Output all lines exactly, with nothing added or dropped.

# # # # # # #

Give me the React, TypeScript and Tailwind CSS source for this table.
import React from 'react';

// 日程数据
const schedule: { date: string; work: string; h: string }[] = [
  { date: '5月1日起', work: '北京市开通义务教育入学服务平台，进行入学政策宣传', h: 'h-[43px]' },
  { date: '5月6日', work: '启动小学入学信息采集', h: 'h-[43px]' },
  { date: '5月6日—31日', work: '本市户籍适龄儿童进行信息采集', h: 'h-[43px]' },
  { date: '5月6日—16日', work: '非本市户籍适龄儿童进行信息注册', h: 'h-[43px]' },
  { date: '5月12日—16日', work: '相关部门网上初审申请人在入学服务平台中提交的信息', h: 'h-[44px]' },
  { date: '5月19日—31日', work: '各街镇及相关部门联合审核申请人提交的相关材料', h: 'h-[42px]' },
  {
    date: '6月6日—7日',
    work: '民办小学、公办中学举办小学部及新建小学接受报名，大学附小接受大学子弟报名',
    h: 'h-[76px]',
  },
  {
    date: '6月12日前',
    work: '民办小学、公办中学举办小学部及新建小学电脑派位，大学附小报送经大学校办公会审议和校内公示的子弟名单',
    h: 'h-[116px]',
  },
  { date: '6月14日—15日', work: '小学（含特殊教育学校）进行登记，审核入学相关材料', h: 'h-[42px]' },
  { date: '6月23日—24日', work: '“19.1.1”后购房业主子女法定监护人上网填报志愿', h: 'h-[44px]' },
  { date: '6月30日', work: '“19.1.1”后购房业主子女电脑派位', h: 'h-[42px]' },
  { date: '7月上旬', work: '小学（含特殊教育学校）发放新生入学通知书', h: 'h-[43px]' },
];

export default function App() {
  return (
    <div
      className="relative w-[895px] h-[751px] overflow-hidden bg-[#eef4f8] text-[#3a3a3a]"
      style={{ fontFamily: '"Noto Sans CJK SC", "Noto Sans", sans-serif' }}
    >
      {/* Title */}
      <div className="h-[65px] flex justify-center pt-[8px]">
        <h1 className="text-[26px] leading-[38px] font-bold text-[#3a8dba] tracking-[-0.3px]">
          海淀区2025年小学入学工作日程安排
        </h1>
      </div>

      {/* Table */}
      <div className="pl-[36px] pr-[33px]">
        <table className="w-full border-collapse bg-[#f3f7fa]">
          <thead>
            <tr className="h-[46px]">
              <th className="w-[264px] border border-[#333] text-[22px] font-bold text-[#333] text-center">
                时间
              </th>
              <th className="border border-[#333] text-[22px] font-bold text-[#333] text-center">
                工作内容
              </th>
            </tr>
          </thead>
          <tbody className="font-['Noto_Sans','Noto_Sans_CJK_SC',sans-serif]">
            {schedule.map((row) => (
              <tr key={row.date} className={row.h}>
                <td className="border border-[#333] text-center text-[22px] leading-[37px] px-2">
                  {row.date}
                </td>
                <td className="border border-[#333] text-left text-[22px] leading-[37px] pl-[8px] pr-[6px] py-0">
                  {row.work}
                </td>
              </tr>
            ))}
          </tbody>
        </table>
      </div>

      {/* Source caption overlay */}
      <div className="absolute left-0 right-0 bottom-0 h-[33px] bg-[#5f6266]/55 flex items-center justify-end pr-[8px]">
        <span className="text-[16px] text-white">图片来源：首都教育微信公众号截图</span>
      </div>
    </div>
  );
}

# # # # # # #

Answer to this problem:
Give me the React, TypeScript and Tailwind CSS source for this table.
import React from 'react';

// 日程数据
const schedule: { date: string; work: string; h: string }[] = [
  { date: '5月1日起', work: '北京市开通义务教育入学服务平台，进行入学政策宣传', h: 'h-[43px]' },
  { date: '5月6日', work: '启动小学入学信息采集', h: 'h-[43px]' },
  { date: '5月6日—31日', work: '本市户籍适龄儿童进行信息采集', h: 'h-[43px]' },
  { date: '5月6日—16日', work: '非本市户籍适龄儿童进行信息注册', h: 'h-[43px]' },
  { date: '5月12日—16日', work: '相关部门网上初审申请人在入学服务平台中提交的信息', h: 'h-[44px]' },
  { date: '5月19日—31日', work: '各街镇及相关部门联合审核申请人提交的相关材料', h: 'h-[42px]' },
  {
    date: '6月6日—7日',
    work: '民办小学、公办中学举办小学部及新建小学接受报名，大学附小接受大学子弟报名',
    h: 'h-[76px]',
  },
  {
    date: '6月12日前',
    work: '民办小学、公办中学举办小学部及新建小学电脑派位，大学附小报送经大学校办公会审议和校内公示的子弟名单',
    h: 'h-[116px]',
  },
  { date: '6月14日—15日', work: '小学（含特殊教育学校）进行登记，审核入学相关材料', h: 'h-[42px]' },
  { date: '6月23日—24日', work: '“19.1.1”后购房业主子女法定监护人上网填报志愿', h: 'h-[44px]' },
  { date: '6月30日', work: '“19.1.1”后购房业主子女电脑派位', h: 'h-[42px]' },
  { date: '7月上旬', work: '小学（含特殊教育学校）发放新生入学通知书', h: 'h-[43px]' },
];

export default function App() {
  return (
    <div
      className="relative w-[895px] h-[751px] overflow-hidden bg-[#eef4f8] text-[#3a3a3a]"
      style={{ fontFamily: '"Noto Sans CJK SC", "Noto Sans", sans-serif' }}
    >
      {/* Title */}
      <div className="h-[65px] flex justify-center pt-[8px]">
        <h1 className="text-[26px] leading-[38px] font-bold text-[#3a8dba] tracking-[-0.3px]">
          海淀区2025年小学入学工作日程安排
        </h1>
      </div>

      {/* Table */}
      <div className="pl-[36px] pr-[33px]">
        <table className="w-full border-collapse bg-[#f3f7fa]">
          <thead>
            <tr className="h-[46px]">
              <th className="w-[264px] border border-[#333] text-[22px] font-bold text-[#333] text-center">
                时间
              </th>
              <th className="border border-[#333] text-[22px] font-bold text-[#333] text-center">
                工作内容
              </th>
            </tr>
          </thead>
          <tbody className="font-['Noto_Sans','Noto_Sans_CJK_SC',sans-serif]">
            {schedule.map((row) => (
              <tr key={row.date} className={row.h}>
                <td className="border border-[#333] text-center text-[22px] leading-[37px] px-2">
                  {row.date}
                </td>
                <td className="border border-[#333] text-left text-[22px] leading-[37px] pl-[8px] pr-[6px] py-0">
                  {row.work}
                </td>
              </tr>
            ))}
          </tbody>
        </table>
      </div>

      {/* Source caption overlay */}
      <div className="absolute left-0 right-0 bottom-0 h-[33px] bg-[#5f6266]/55 flex items-center justify-end pr-[8px]">
        <span className="text-[16px] text-white">图片来源：首都教育微信公众号截图</span>
      </div>
    </div>
  );
}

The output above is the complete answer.